Óscar de melhor fotografia:
Quem vai ganhar: The Shape of Water
Quem deveria ganhar: Blade Runner 2049
A palete de cores do mestre da fotografia em cinema, Roger Deakins, devia ser motivo suficiente para atribuir a Blade Runner 2049 pelo menos um dos prémios de relevância maior como este. São incontáveis os momentos eternizáveis na obra de Denis Villeneuve, muito por culpa de Deakins. No entanto, o verde e azul de The Shape of Water, numa obra que neste aspecto tem muito de Tim Burton, talvez leve a melhor, injustamente.
Óscar de melhor banda sonora:
Quem vai ganhar: Jonny Greenwood (Phantom Thread)
Quem deveria ganhar: Jonny Greenwood (Phantom Thread)
Jonny Greenwood guia-nos com perfeição e delicadeza ao longo de toda a duração de Phantom Thread. Deverá ser motivo mais que suficiente para levar para casa a estatueta. No entanto, Desplat e a sua obra tremendamente inspirada em Amélie e Yann Tiersen pode causar uma surpresa desagradável. Hans Zimmer é outro habitué, mas a sua banda sonora em Dunkirk tem tanto de intensa como de irritante e exagerada, querendo-se por vezes sobrepôr à própria obra tapando algumas das suas lacunas.

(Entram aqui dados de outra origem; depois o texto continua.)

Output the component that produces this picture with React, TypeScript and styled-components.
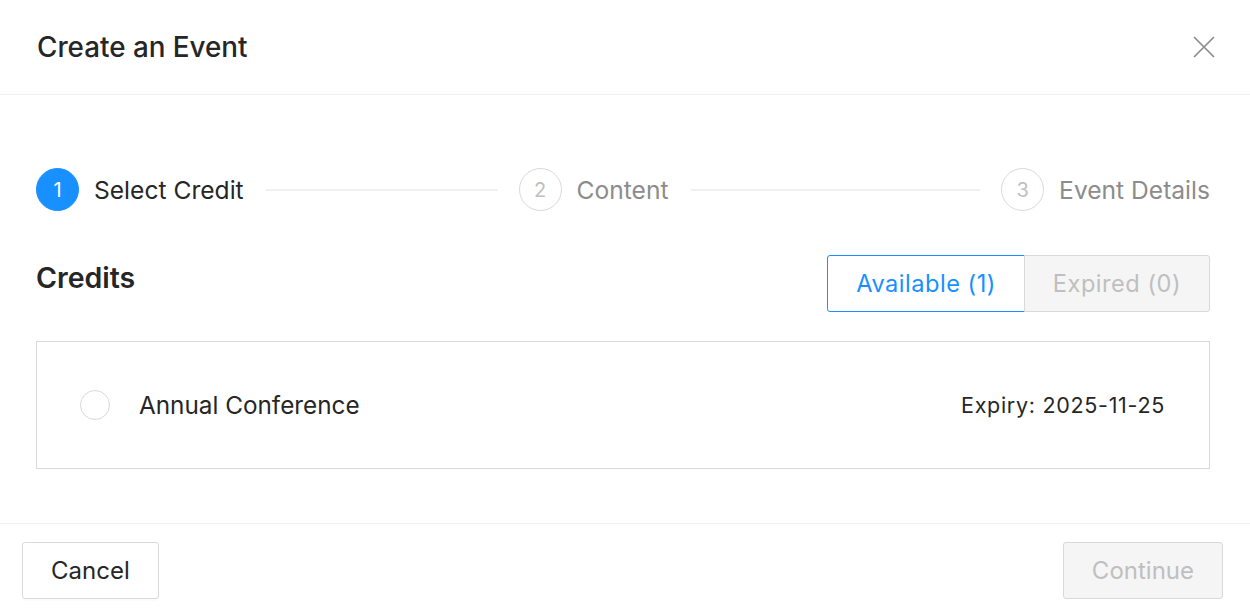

Óscar de melhor filme estrangeiro:
Quem vai ganhar: Uma incógnita
Quem deveria ganhar: The Square
The Square e On Body And Soul são dois grandes favoritos, mas este é sempre um Óscar imprevisível de se atribuir por se guiar bastante por decisões políticas e estratégicas. O provocador The Square talvez leve vantagem.